# Working in Spain advice?



## profwhataloadacrap (Jan 25, 2016)

Hi guys! my name is Mads, from Australia.

My mum, dad and myself decided to move to the Marmande area of France two months ago, as our final relative in Australia had just passed away and we discovered after 27years, the rest of our extended relatives recided here. So we thought 
Stuff it! lets go!

We've been trying to find work in France while helping dads Aunt, But France just isn't as fast paced and "everything done yesterday" as we're used to.

So we've been looking all over Europe and have been taken by Spain due to it's expanding commericalism and international companies slowly growing there.

My Dad is an executive business development manager, (commerical/residential developments, small finance, Executive Sales Management. _"Essentially he's the go to guy companies use to get them away from debt and back into the green when a recession or downturn hits"_

I've been on indeed, Monster and every job site, I've signed him upto recruitment agents such as (Man Power, Robert Walters and Hays) _"i've had previous recruitment agent experience, so I'm using all my knowledge to help him"_

But I'm after as much advice as possible on the executive job market in spain so I can better his odds.

Does anyone have any advice?


----------



## amespana (Nov 10, 2009)

Does he speak Spanish?


----------



## thrax (Nov 13, 2008)

It's possible he might find a company who are looking for an English speaking employee like your Dad, but his odds of finding a job in Spain at the moment will be greatly increased if he is fluent in Spanish. If he isn't then he might just as well forget finding a job with a Spanish company, I'm afraid...


----------



## jojo (Sep 20, 2007)

Is he going to need any sort of employment visa?? Spain is still slowly coming out of the recession, which saw the construction industry crash, along with associated industries, so its not the easiest place to find work, nor are you entitled to any social or healthcare benefits in Spain without an employment contract. Spain is also known for its "mañana" attitude.
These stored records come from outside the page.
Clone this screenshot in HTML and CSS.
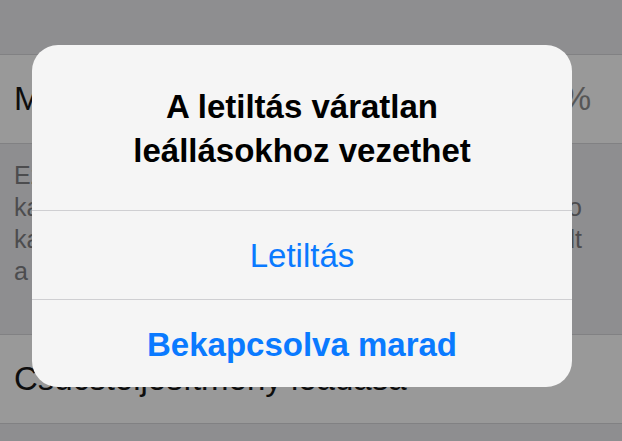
FILE: index.html
```html
<!DOCTYPE html>
<html lang="hu">
<head>
  <meta charset="UTF-8" />
  <meta name="viewport" content="width=device-width, initial-scale=1.0"/>
  <title>Akkumulátor állapota</title>
  <link rel="stylesheet" href="styles.css">
</head>
<body>

<div class="settings">
  <div class="section-gap"></div>
  <div class="row">
    <span>Maximális kapacitás</span>
    <span class="value">87%</span>
  </div>
  <div class="note">
    <span class="line">Ez az akkumulátor jelenlegi maximális</span>
    <span class="line full">kapacitása az újonnan vásárolt iPhone Pro</span>
    <span class="line full">kapacitásához képest, amely kezdetben 100% volt</span>
    <span class="line">a vásárláskor.</span>
  </div>
  <div class="row">
    <span>Csúcsteljesítmény leadása</span>
  </div>
</div>

<div class="alert">
  <div class="alert-title">A letiltás váratlan<br/>leállásokhoz vezethet</div>
  <div class="alert-btn">Letiltás</div>
  <div class="alert-btn bold">Bekapcsolva marad</div>
</div>

</body>
</html>
```

FILE: styles.css
```css
* { margin: 0; padding: 0; box-sizing: border-box; }
body {
  font-family: "Liberation Sans", Arial, sans-serif;
  background: #8e8e90; height: 100vh; overflow: hidden;
}
.section-gap { height: 55px; border-bottom: 1px solid #818183; }
.row {
  height: 89px; display: flex; align-items: center; justify-content: space-between;
  padding: 0 31px 0 14px; background: #999999;
  border-bottom: 1px solid #818183;
  font-size: 33px; color: #0e0e0e; white-space: nowrap;
}
.row .value { color: #565656; }
.note {
  height: 191px; padding: 15px 40px 0 14px;
  border-bottom: 1px solid #818183;
  font-size: 25px; line-height: 32px; color: #4c4c4e;
}
.note .line { display: block; white-space: nowrap; }
.note .line.full { text-align: justify; text-align-last: justify; }

.alert {
  position: absolute; left: 32px; top: 45px;
  width: 540px; height: 342px;
  background: #f5f5f5; border-radius: 26px; overflow: hidden;
}
.alert-title {
  padding: 40px 20px 37px; height: 165px;
  text-align: center; font-size: 33px; font-weight: 700;
  line-height: 44px; color: #000;
}
.alert-btn {
  height: 89px; display: flex; align-items: center; justify-content: center;
  border-top: 1px solid #cfcfd2;
  font-size: 33px; line-height: 33px; color: #0a7aff;
}
.alert-btn.bold { font-weight: 700; }
```
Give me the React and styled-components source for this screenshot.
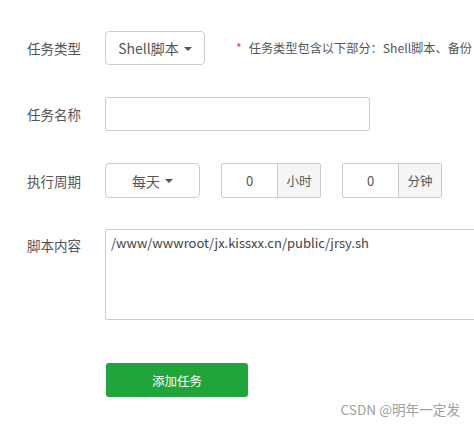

I guess I'd say that France may be the better option???

Jo xxx


----------



## profwhataloadacrap (Jan 25, 2016)

I currently have him on Spanish Lessons and we're doing quite well. it's easy to learn when you love the culture.
and no, no employment visa as he's british.

I have noticed some major global companies advertising job vacancies there. i.e. (your move, homeaway, desigual, taco bell,) are global companies such as these on the increase?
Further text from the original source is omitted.